Center Papers

Emmorey, Petrich & Gollan (2013)

Emmorey, K., Petrich, J.A.F., & Gollan, T. H. (2013). Bimodal bilingualism and the frequency-lag hypothesis. Journal of Deaf Studies and Deaf Education, 18(1), 1-11. ____________________________________________________________________________________________

The frequency-lag hypothesis proposes that bilinguals have slowed lexical retrieval relative to monolinguals and in their nondominant language relative to their dominant language, particularly for low-frequency words. These effects arise because bilinguals divide their language use between 2 languages and use their nondominant language less frequently.
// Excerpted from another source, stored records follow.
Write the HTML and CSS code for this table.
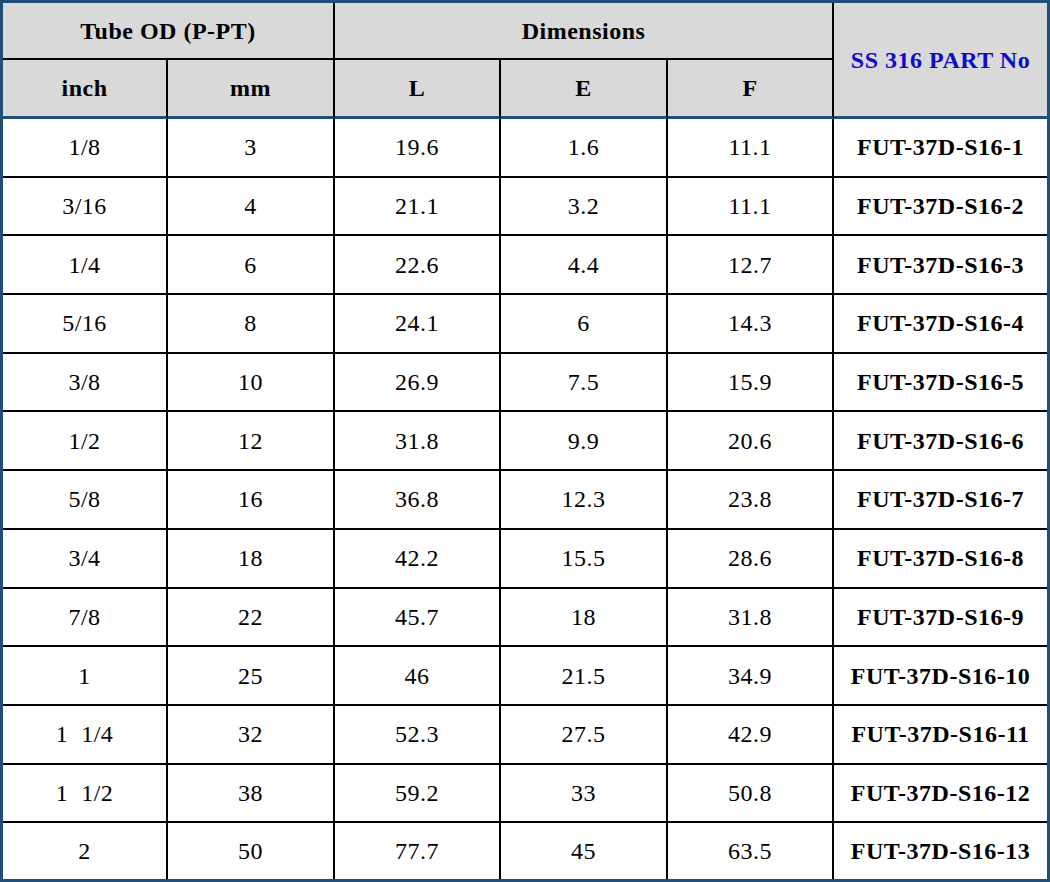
FILE: index.html
```html
<!DOCTYPE html>
<html>
<head>
<meta charset="utf-8">
<link rel="stylesheet" href="styles.css">
</head>
<body>
<table class="spec">
  <colgroup>
    <col class="c1"><col class="c2"><col class="c3"><col class="c4"><col class="c5"><col class="c6">
  </colgroup>
  <thead>
    <tr class="h1">
      <th colspan="2">Tube OD (P-PT)</th>
      <th colspan="3">Dimensions</th>
      <th rowspan="2" class="part-head last">SS 316 PART No</th>
    </tr>
    <tr class="h2">
      <th>inch</th><th>mm</th><th>L</th><th>E</th><th>F</th>
    </tr>
  </thead>
  <tbody>
    <tr><td>1/8</td><td>3</td><td>19.6</td><td>1.6</td><td>11.1</td><td class="part">FUT-37D-S16-1</td></tr>
    <tr><td>3/16</td><td>4</td><td>21.1</td><td>3.2</td><td>11.1</td><td class="part">FUT-37D-S16-2</td></tr>
    <tr><td>1/4</td><td>6</td><td>22.6</td><td>4.4</td><td>12.7</td><td class="part">FUT-37D-S16-3</td></tr>
    <tr><td>5/16</td><td>8</td><td>24.1</td><td>6</td><td>14.3</td><td class="part">FUT-37D-S16-4</td></tr>
    <tr><td>3/8</td><td>10</td><td>26.9</td><td>7.5</td><td>15.9</td><td class="part">FUT-37D-S16-5</td></tr>
    <tr><td>1/2</td><td>12</td><td>31.8</td><td>9.9</td><td>20.6</td><td class="part">FUT-37D-S16-6</td></tr>
    <tr><td>5/8</td><td>16</td><td>36.8</td><td>12.3</td><td>23.8</td><td class="part">FUT-37D-S16-7</td></tr>
    <tr><td>3/4</td><td>18</td><td>42.2</td><td>15.5</td><td>28.6</td><td class="part">FUT-37D-S16-8</td></tr>
    <tr><td>7/8</td><td>22</td><td>45.7</td><td>18</td><td>31.8</td><td class="part">FUT-37D-S16-9</td></tr>
    <tr><td>1</td><td>25</td><td>46</td><td>21.5</td><td>34.9</td><td class="part">FUT-37D-S16-10</td></tr>
    <tr><td>1&nbsp;&nbsp;1/4</td><td>32</td><td>52.3</td><td>27.5</td><td>42.9</td><td class="part">FUT-37D-S16-11</td></tr>
    <tr><td>1&nbsp;&nbsp;1/2</td><td>38</td><td>59.2</td><td>33</td><td>50.8</td><td class="part">FUT-37D-S16-12</td></tr>
    <tr class="final"><td>2</td><td>50</td><td>77.7</td><td>45</td><td>63.5</td><td class="part">FUT-37D-S16-13</td></tr>
  </tbody>
</table>
</body>
</html>
```

FILE: styles.css
```css
html, body {
  margin: 0;
  padding: 0;
  background: #ffffff;
}

.spec {
  width: 1050px;
  border-collapse: separate;
  border-spacing: 0;
  border: 3px solid #1f4e79;
  table-layout: fixed;
  font-family: "Liberation Serif", "Times New Roman", serif;
  font-size: 24px;
  letter-spacing: 0.5px;
  color: #000;
}

.c1 { width: 165px; }
.c2 { width: 167px; }
.c3 { width: 166px; }
.c4 { width: 167px; }
.c5 { width: 166px; }
.c6 { width: 213px; }

.spec th,
.spec td {
  padding: 0;
  text-align: center;
  vertical-align: middle;
  border-right: 2px solid #000;
  border-bottom: 2px solid #000;
  box-sizing: border-box;
  line-height: 1;
}

.spec th {
  background: #d9d9d9;
  font-weight: bold;
}

.spec .last,
.spec td.part {
  border-right: none;
}

.h1 { height: 57px; }
.h2 { height: 59px; }

.h2 th,
.spec th.part-head {
  border-bottom: 3px solid #1f4e79;
}

.part-head {
  color: #0d0dc8;
}

.spec tbody tr { height: 58.7px; }

.spec tbody tr.final { height: 55.6px; }

.spec tr.final td { border-bottom: none; }

.spec td.part {
  font-weight: bold;
}
```
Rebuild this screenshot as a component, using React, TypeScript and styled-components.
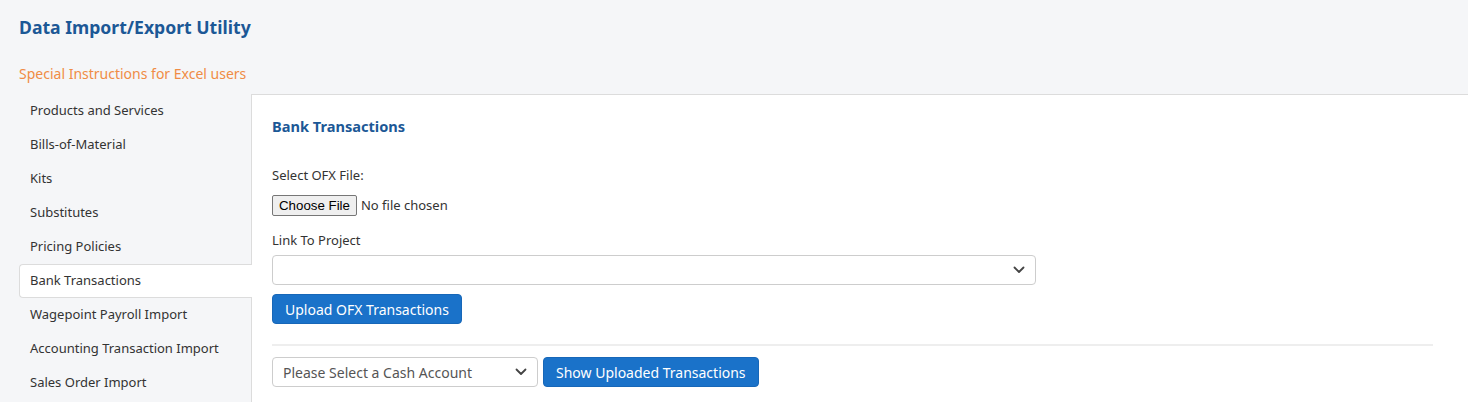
import React from "react";
import styled, { createGlobalStyle } from "styled-components";

const GlobalStyle = createGlobalStyle`
  html, body { margin: 0; padding: 0; }
  body {
    background: #f5f6f8;
    font-family: "Noto Sans", "Open Sans", sans-serif;
    color: #333;
  }
`;

const Page = styled.div`
  display: flex;
  flex-direction: column;
  min-height: 402px;
  background: #f5f6f8;
`;

const Header = styled.header`
  display: flex;
  flex-direction: column;
  padding: 15px 0 10px 19px;
`;

const Title = styled.h1`
  margin: 0;
  font-size: 17.6px;
  line-height: 24px;
  font-weight: 700;
  color: #1c5896;
`;

const InstructionsLink = styled.a`
  margin-top: 25px;
  font-size: 14px;
  line-height: 20px;
  color: #f08c45;
  text-decoration: none;
  cursor: pointer;
`;

const Body = styled.div`
  display: flex;
  flex: 1;
  align-items: stretch;
`;

const Sidebar = styled.nav`
  width: 251px;
  flex-shrink: 0;
  padding-left: 19px;
  box-sizing: border-box;
  display: flex;
  flex-direction: column;
`;

const NavItem = styled.div<{ $active?: boolean }>`
  height: 34px;
  display: flex;
  align-items: center;
  padding: 0 0 2px 10px;
  box-sizing: border-box;
  font-size: 13px;
  color: #333;
  cursor: pointer;
  position: relative;
  margin-right: ${(p) => (p.$active ? "-1px" : "0")};
  background: ${(p) => (p.$active ? "#fff" : "transparent")};
  border: 1px solid ${(p) => (p.$active ? "#dcdcdc" : "transparent")};
  border-right: none;
  border-radius: 4px 0 0 4px;
  z-index: 1;
`;

const Panel = styled.main`
  flex: 1;
  background: #fff;
  border-top: 1px solid #dcdcdc;
  border-left: 1px solid #dcdcdc;
  padding: 21px 35px 20px 20px;
  display: flex;
  flex-direction: column;
`;

const SectionTitle = styled.h2`
  margin: 0;
  font-size: 14.6px;
  line-height: 20px;
  font-weight: 700;
  color: #1c5896;
`;

const FieldLabel = styled.label<{ $top: number }>`
  margin-top: ${(p) => p.$top}px;
  font-size: 13px;
  line-height: 18px;
  color: #333;
`;

const FileRow = styled.div`
  display: flex;
  align-items: center;
  gap: 4px;
  margin-top: 10px;
  height: 22px;
`;

const FileButton = styled.button`
  font-family: "Liberation Sans", Arial, sans-serif;
  font-size: 13.3px;
  color: #000;
  background: #efefef;
  border: 1px solid #767676;
  border-radius: 2px;
  height: 21px;
  padding: 0 6px;
  line-height: 19px;
`;

const FileStatus = styled.span`
  font-size: 13px;
  color: #333;
`;

const SelectBox = styled.div<{ $width: number }>`
  width: ${(p) => p.$width}px;
  height: 30px;
  box-sizing: border-box;
  border: 1px solid #cdcdcd;
  border-radius: 4px;
  background: #fff;
  display: flex;
  align-items: center;
  justify-content: space-between;
  padding: 0 10px 0 10px;
  font-size: 14px;
  color: #555;
  flex-shrink: 0;
`;

const Chevron = () => (
  <svg width="12" height="8" viewBox="0 0 12 8" aria-hidden>
    <path d="M1.5 1.5 L6 6 L10.5 1.5" fill="none" stroke="#444" strokeWidth="1.8" strokeLinecap="round" strokeLinejoin="round" />
  </svg>
);

const PrimaryButton = styled.button`
  height: 30px;
  padding: 0 12px;
  background: #1a72c9;
  border: 1px solid #1767b8;
  border-radius: 4px;
  color: #fff;
  font-family: "Noto Sans", "Open Sans", sans-serif;
  font-size: 14px;
  cursor: pointer;
  flex-shrink: 0;
`;

const Stack = styled.div<{ $top: number }>`
  margin-top: ${(p) => p.$top}px;
  display: flex;
`;

const Divider = styled.hr`
  margin: 20px 0 11px 0;
  border: none;
  border-top: 2px solid #eeeeee;
  height: 0;
  width: 1161px;
`;

const ActionRow = styled.div`
  display: flex;
  align-items: center;
  gap: 5px;
`;

const navItems = [
  "Products and Services",
  "Bills-of-Material",
  "Kits",
  "Substitutes",
  "Pricing Policies",
  "Bank Transactions",
  "Wagepoint Payroll Import",
  "Accounting Transaction Import",
  "Sales Order Import",
];

export default function App() {
  return (
    <>
      <GlobalStyle />
      <Page>
        <Header>
          <Title>Data Import/Export Utility</Title>
          <InstructionsLink>Special Instructions for Excel users</InstructionsLink>
        </Header>
        <Body>
          <Sidebar>
            {navItems.map((item) => (
              <NavItem key={item} $active={item === "Bank Transactions"}>
                {item}
              </NavItem>
            ))}
          </Sidebar>
          <Panel>
            <SectionTitle>Bank Transactions</SectionTitle>
            <FieldLabel $top={30}>Select OFX File:</FieldLabel>
            <FileRow>
              <FileButton type="button">Choose File</FileButton>
              <FileStatus>No file chosen</FileStatus>
            </FileRow>
            <FieldLabel $top={15}>Link To Project</FieldLabel>
            <Stack $top={6}>
              <SelectBox $width={764}>
                <span />
                <Chevron />
              </SelectBox>
            </Stack>
            <Stack $top={9}>
              <PrimaryButton type="button">Upload OFX Transactions</PrimaryButton>
            </Stack>
            <Divider />
            <ActionRow>
              <SelectBox $width={266}>
                <span>Please Select a Cash Account</span>
                <Chevron />
              </SelectBox>
              <PrimaryButton type="button">Show Uploaded Transactions</PrimaryButton>
            </ActionRow>
          </Panel>
        </Body>
      </Page>
    </>
  );
}
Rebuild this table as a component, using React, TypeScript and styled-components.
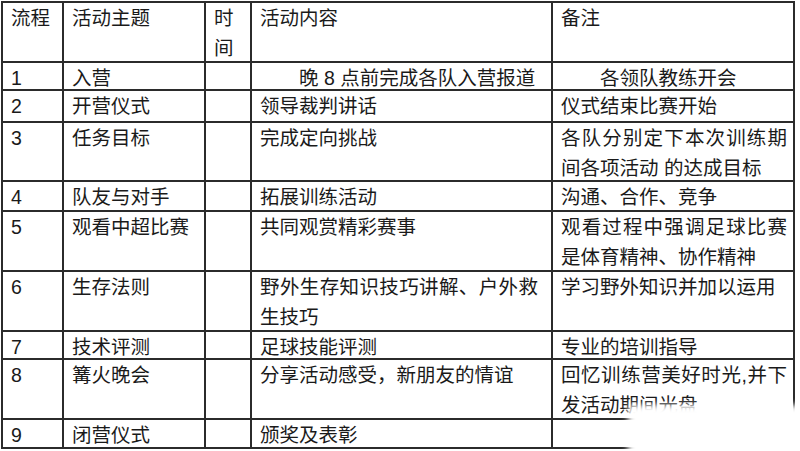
import React from "react";
import styled, { createGlobalStyle } from "styled-components";

type TRow = {
  no: string;
  theme: string;
  time?: string;
  content: string;
  note: string;
  h: number;
};

const rows: TRow[] = [
  { no: "流程", theme: "活动主题", time: "时间", content: "活动内容", note: "备注", h: 58 },
  { no: "1", theme: "入营", content: "\u3000\u3000晚 8 点前完成各队入营报道", note: "\u3000\u3000各领队教练开会", h: 26 },
  { no: "2", theme: "开营仪式", content: "领导裁判讲话", note: "仪式结束比赛开始", h: 30 },
  { no: "3", theme: "任务目标", content: "完成定向挑战", note: "各队分别定下本次训练期间各项活动 的达成目标", h: 57 },
  { no: "4", theme: "队友与对手", content: "拓展训练活动", note: "沟通、合作、竞争", h: 28 },
  { no: "5", theme: "观看中超比赛", content: "共同观赏精彩赛事", note: "观看过程中强调足球比赛是体育精神、协作精神", h: 58 },
  { no: "6", theme: "生存法则", content: "野外生存知识技巧讲解、户外救生技巧", note: "学习野外知识并加以运用", h: 58 },
  { no: "7", theme: "技术评测", content: "足球技能评测", note: "专业的培训指导", h: 26 },
  { no: "8", theme: "篝火晚会", content: "分享活动感受，新朋友的情谊", note: "回忆训练营美好时光,并下发活动期间光盘", h: 58 },
  { no: "9", theme: "闭营仪式", content: "颁奖及表彰", note: "", h: 27 },
];

const GlobalStyle = createGlobalStyle`
  html, body {
    margin: 0;
    padding: 0;
    background: #ffffff;
  }
  body {
    font-family: "Liberation Sans", "Noto Sans CJK SC", sans-serif;
  }
`;

const StyledPage = styled.div`
  position: relative;
  width: 800px;
  height: 451px;
  padding: 1px 0 0 1px;
  box-sizing: border-box;
  overflow: hidden;
  background: #ffffff;
`;

const StyledTable = styled.div<{ $rows: string }>`
  display: grid;
  width: 794px;
  grid-template-columns: 59px 140px 44px 299px 240px;
  grid-template-rows: ${(p) => p.$rows};
  gap: 2px;
  padding: 2px;
  box-sizing: border-box;
  background: #2b2b2b;
`;

const StyledCell = styled.div<{ $padRight?: number }>`
  background: #ffffff;
  padding: 0 ${(p) => p.$padRight ?? 6}px 0 8px;
  color: #1a1a1a;
  font-size: 19.5px;
  line-height: 30px;
  text-align: justify;
  word-break: break-all;
`;

// the blurry white watermark patch in the bottom right corner
const StyledFade = styled.div`
  position: absolute;
  right: -6px;
  bottom: -6px;
  width: 178px;
  height: 52px;
  background: #ffffff;
  filter: blur(3px);
`;

function App() {
  const template = rows.map((r) => `${r.h}px`).join(" ");

  return (
    <>
      <GlobalStyle />
      <StyledPage>
        <StyledTable $rows={template}>
          {rows.map((r, i) => (
            <React.Fragment key={i}>
              <StyledCell>{r.no}</StyledCell>
              <StyledCell>{r.theme}</StyledCell>
              <StyledCell>{r.time ?? ""}</StyledCell>
              <StyledCell $padRight={13}>{r.content}</StyledCell>
              <StyledCell>{r.note}</StyledCell>
            </React.Fragment>
          ))}
        </StyledTable>
        <StyledFade />
      </StyledPage>
    </>
  );
}

export default App;
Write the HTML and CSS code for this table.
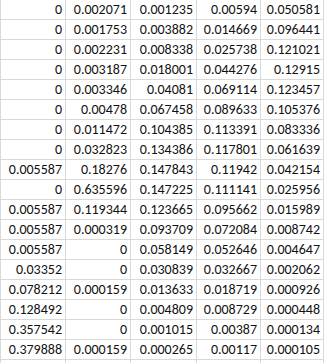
FILE: index.html
```html
<!DOCTYPE html>
<html>
<head>
<meta charset="utf-8">
<link rel="stylesheet" href="styles.css">
</head>
<body>
<div class="sheet">
<div class="c">0</div><div class="c">0.002071</div><div class="c">0.001235</div><div class="c">0.00594</div><div class="c">0.050581</div>
<div class="c">0</div><div class="c">0.001753</div><div class="c">0.003882</div><div class="c">0.014669</div><div class="c">0.096441</div>
<div class="c">0</div><div class="c">0.002231</div><div class="c">0.008338</div><div class="c">0.025738</div><div class="c">0.121021</div>
<div class="c">0</div><div class="c">0.003187</div><div class="c">0.018001</div><div class="c">0.044276</div><div class="c">0.12915</div>
<div class="c">0</div><div class="c">0.003346</div><div class="c">0.04081</div><div class="c">0.069114</div><div class="c">0.123457</div>
<div class="c">0</div><div class="c">0.00478</div><div class="c">0.067458</div><div class="c">0.089633</div><div class="c">0.105376</div>
<div class="c">0</div><div class="c">0.011472</div><div class="c">0.104385</div><div class="c">0.113391</div><div class="c">0.083336</div>
<div class="c">0</div><div class="c">0.032823</div><div class="c">0.134386</div><div class="c">0.117801</div><div class="c">0.061639</div>
<div class="c">0.005587</div><div class="c">0.18276</div><div class="c">0.147843</div><div class="c">0.11942</div><div class="c">0.042154</div>
<div class="c">0</div><div class="c">0.635596</div><div class="c">0.147225</div><div class="c">0.111141</div><div class="c">0.025956</div>
<div class="c">0.005587</div><div class="c">0.119344</div><div class="c">0.123665</div><div class="c">0.095662</div><div class="c">0.015989</div>
<div class="c">0.005587</div><div class="c">0.000319</div><div class="c">0.093709</div><div class="c">0.072084</div><div class="c">0.008742</div>
<div class="c">0.005587</div><div class="c">0</div><div class="c">0.058149</div><div class="c">0.052646</div><div class="c">0.004647</div>
<div class="c">0.03352</div><div class="c">0</div><div class="c">0.030839</div><div class="c">0.032667</div><div class="c">0.002062</div>
<div class="c">0.078212</div><div class="c">0.000159</div><div class="c">0.013633</div><div class="c">0.018719</div><div class="c">0.000926</div>
<div class="c">0.128492</div><div class="c">0</div><div class="c">0.004809</div><div class="c">0.008729</div><div class="c">0.000448</div>
<div class="c">0.357542</div><div class="c">0</div><div class="c">0.001015</div><div class="c">0.00387</div><div class="c">0.000134</div>
<div class="c">0.379888</div><div class="c">0.000159</div><div class="c">0.000265</div><div class="c">0.00117</div><div class="c">0.000105</div>
<div class="c"></div><div class="c"></div><div class="c"></div><div class="c"></div><div class="c"></div>
</div>
</body>
</html>
```
FILE: styles.css
```css
html, body {
  margin: 0;
  padding: 0;
  background: #ffffff;
  overflow: hidden;
}
.sheet {
  display: grid;
  grid-template-columns: 65px 65px 66px 64px 63px;
  grid-auto-rows: 20px;
  width: 323px;
  border-left: 1px solid #d9d9d9;
  font-family: Carlito, Calibri, Lato, "Open Sans", sans-serif;
  font-size: 14px;
  color: #111111;
}
.c {
  box-sizing: border-box;
  border-right: 1px solid #d9d9d9;
  border-bottom: 1px solid #d9d9d9;
  display: flex;
  align-items: flex-end;
  justify-content: flex-end;
  padding: 0 3px 1px 0;
  line-height: 17px;
  white-space: nowrap;
}
```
We conducted a picture-naming study with hearing American Sign Language (ASL)–English bilinguals (bimodal bilinguals), deaf signers, and English-speaking monolinguals. As predicted by the frequency-lag hypothesis, bimodal bilinguals were slower, less accurate, and exhibited a larger frequency effect when naming pictures in ASL as compared with English (their dominant language) and as compared with deaf signers. For English there was no difference in naming latencies, error rates, or frequency effects for bimodal bilinguals as compared with monolinguals. Neither age of ASL acquisition nor interpreting experience affected the results; picture-naming accuracy and frequency effects were equivalent for deaf signers and English monolinguals. Larger frequency effects in ASL relative to English for bimodal bilinguals suggests that they are affected by a frequency lag in ASL. The absence of a lag for English could reflect the use of mouthing and/or code-blending, which may shield bimodal bilinguals from the lexical slowing observed for spoken language bilinguals in the dominant language.